Exercise task: Can you write out all the lines word for word, with no pictures?
--- Begin Recorded information ---
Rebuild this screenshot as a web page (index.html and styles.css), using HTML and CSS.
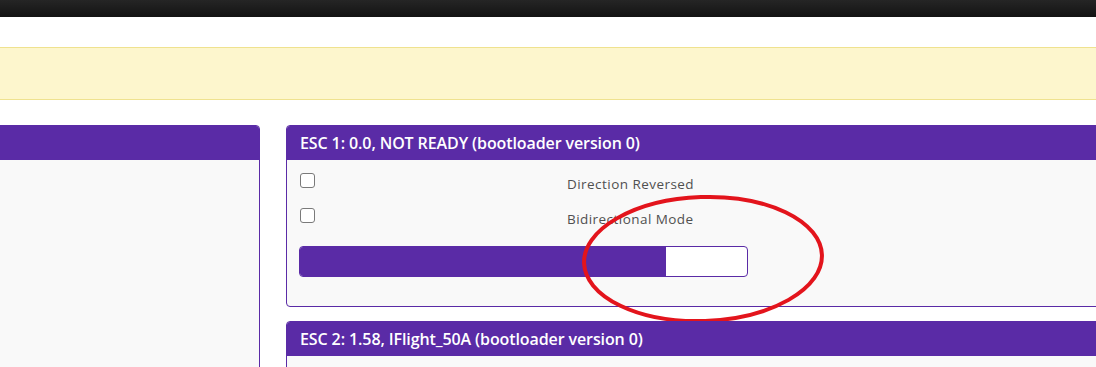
FILE: index.html
```html
<!DOCTYPE html>
<html>
<head>
    <title>ESC Configurator</title>
    <link rel="stylesheet" href="styles.css">
</head>
<body>
    <div class="topbar"></div>

    <div class="alert"></div>

    <div class="content">
        <div class="panel side-panel">
            <div class="panel-header"></div>
            <div class="panel-body"></div>
        </div>

        <div class="escs">
            <div class="panel esc">
                <div class="panel-header">ESC 1: 0.0, NOT READY (bootloader version 0)</div>
                <div class="panel-body">
                    <div class="option">
                        <input type="checkbox" class="checkbox">
                        <span class="label">Direction Reversed</span>
                    </div>
                    <div class="option">
                        <input type="checkbox" class="checkbox">
                        <span class="label">Bidirectional Mode</span>
                    </div>
                    <div class="progress">
                        <div class="progress-fill" style="width: 81.9%"></div>
                    </div>
                </div>
                <svg class="mark" width="250" height="136" viewBox="0 0 250 136">
                    <ellipse cx="124" cy="67" rx="119" ry="62" fill="none" stroke="#e3141c" stroke-width="4" transform="rotate(-2 124 67)"/>
                </svg>
            </div>

            <div class="panel esc">
                <div class="panel-header">ESC 2: 1.58, IFlight_50A (bootloader version 0)</div>
                <div class="panel-body"></div>
            </div>
        </div>
    </div>
</body>
</html>
```

FILE: styles.css
```css
html, body {
    margin: 0;
    overflow: hidden;
}

body {
    font-family: "Open Sans", "Liberation Sans", sans-serif;
    background-color: #ffffff;
}

.topbar {
    height: 17px;
    background: linear-gradient(#252525, #131313);
}

.alert {
    margin-top: 30px;
    height: 51px;
    background-color: #fdf6cd;
    border-top: 1px solid #efe28f;
    border-bottom: 1px solid #efe28f;
}

.content {
    display: flex;
    gap: 26px;
    margin-top: 25px;
    margin-left: -30px;
    width: 1160px;
}

.panel {
    border: 1px solid #5a2ba6;
    border-radius: 4px;
    background-color: #f9f9f9;
    overflow: hidden;
}

.panel-header {
    height: 34px;
    background-color: #5a2ba6;
    color: #ffffff;
    font-size: 16px;
    font-weight: 600;
    line-height: 34px;
    padding-left: 13px;
    letter-spacing: -0.1px;
}

.side-panel {
    width: 288px;
    height: 300px;
    flex-shrink: 0;
}

.escs {
    flex: 1;
    display: flex;
    flex-direction: column;
    gap: 14px;
}

.esc {
    position: relative;
    overflow: visible;
}

.esc .panel-header {
    border-radius: 3px 3px 0 0;
}

.esc .panel-body {
    padding: 6px 12px 29px 12px;
    min-height: 60px;
}

.option {
    display: grid;
    grid-template-columns: 268px auto;
    align-items: center;
    height: 35px;
}

.checkbox {
    appearance: none;
    width: 15px;
    height: 15px;
    margin: 0 0 0 1px;
    border: 1.5px solid #7a7a7a;
    border-radius: 3px;
    background-color: #ffffff;
    position: relative;
    top: -3px;
}

.label {
    font-size: 13.5px;
    color: #505050;
    letter-spacing: 0.45px;
}

.progress {
    width: 447px;
    height: 29px;
    margin-top: 10px;
    border: 1px solid #5a2ba6;
    border-radius: 4px;
    background-color: #ffffff;
    overflow: hidden;
}

.progress-fill {
    height: 100%;
    background-color: #5a2ba6;
}

.mark {
    position: absolute;
    left: 292px;
    top: 66px;
}
```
--- End Recorded information ---
Result:
Rebuild this screenshot as a web page (index.html and styles.css), using HTML and CSS.
FILE: index.html
```html
<!DOCTYPE html>
<html>
<head>
    <title>ESC Configurator</title>
    <link rel="stylesheet" href="styles.css">
</head>
<body>
    <div class="topbar"></div>

    <div class="alert"></div>

    <div class="content">
        <div class="panel side-panel">
            <div class="panel-header"></div>
            <div class="panel-body"></div>
        </div>

        <div class="escs">
            <div class="panel esc">
                <div class="panel-header">ESC 1: 0.0, NOT READY (bootloader version 0)</div>
                <div class="panel-body">
                    <div class="option">
                        <input type="checkbox" class="checkbox">
                        <span class="label">Direction Reversed</span>
                    </div>
                    <div class="option">
                        <input type="checkbox" class="checkbox">
                        <span class="label">Bidirectional Mode</span>
                    </div>
                    <div class="progress">
                        <div class="progress-fill" style="width: 81.9%"></div>
                    </div>
                </div>
                <svg class="mark" width="250" height="136" viewBox="0 0 250 136">
                    <ellipse cx="124" cy="67" rx="119" ry="62" fill="none" stroke="#e3141c" stroke-width="4" transform="rotate(-2 124 67)"/>
                </svg>
            </div>

            <div class="panel esc">
                <div class="panel-header">ESC 2: 1.58, IFlight_50A (bootloader version 0)</div>
                <div class="panel-body"></div>
            </div>
        </div>
    </div>
</body>
</html>
```

FILE: styles.css
```css
html, body {
    margin: 0;
    overflow: hidden;
}

body {
    font-family: "Open Sans", "Liberation Sans", sans-serif;
    background-color: #ffffff;
}

.topbar {
    height: 17px;
    background: linear-gradient(#252525, #131313);
}

.alert {
    margin-top: 30px;
    height: 51px;
    background-color: #fdf6cd;
    border-top: 1px solid #efe28f;
    border-bottom: 1px solid #efe28f;
}

.content {
    display: flex;
    gap: 26px;
    margin-top: 25px;
    margin-left: -30px;
    width: 1160px;
}

.panel {
    border: 1px solid #5a2ba6;
    border-radius: 4px;
    background-color: #f9f9f9;
    overflow: hidden;
}

.panel-header {
    height: 34px;
    background-color: #5a2ba6;
    color: #ffffff;
    font-size: 16px;
    font-weight: 600;
    line-height: 34px;
    padding-left: 13px;
    letter-spacing: -0.1px;
}

.side-panel {
    width: 288px;
    height: 300px;
    flex-shrink: 0;
}

.escs {
    flex: 1;
    display: flex;
    flex-direction: column;
    gap: 14px;
}

.esc {
    position: relative;
    overflow: visible;
}

.esc .panel-header {
    border-radius: 3px 3px 0 0;
}

.esc .panel-body {
    padding: 6px 12px 29px 12px;
    min-height: 60px;
}

.option {
    display: grid;
    grid-template-columns: 268px auto;
    align-items: center;
    height: 35px;
}

.checkbox {
    appearance: none;
    width: 15px;
    height: 15px;
    margin: 0 0 0 1px;
    border: 1.5px solid #7a7a7a;
    border-radius: 3px;
    background-color: #ffffff;
    position: relative;
    top: -3px;
}

.label {
    font-size: 13.5px;
    color: #505050;
    letter-spacing: 0.45px;
}

.progress {
    width: 447px;
    height: 29px;
    margin-top: 10px;
    border: 1px solid #5a2ba6;
    border-radius: 4px;
    background-color: #ffffff;
    overflow: hidden;
}

.progress-fill {
    height: 100%;
    background-color: #5a2ba6;
}

.mark {
    position: absolute;
    left: 292px;
    top: 66px;
}
```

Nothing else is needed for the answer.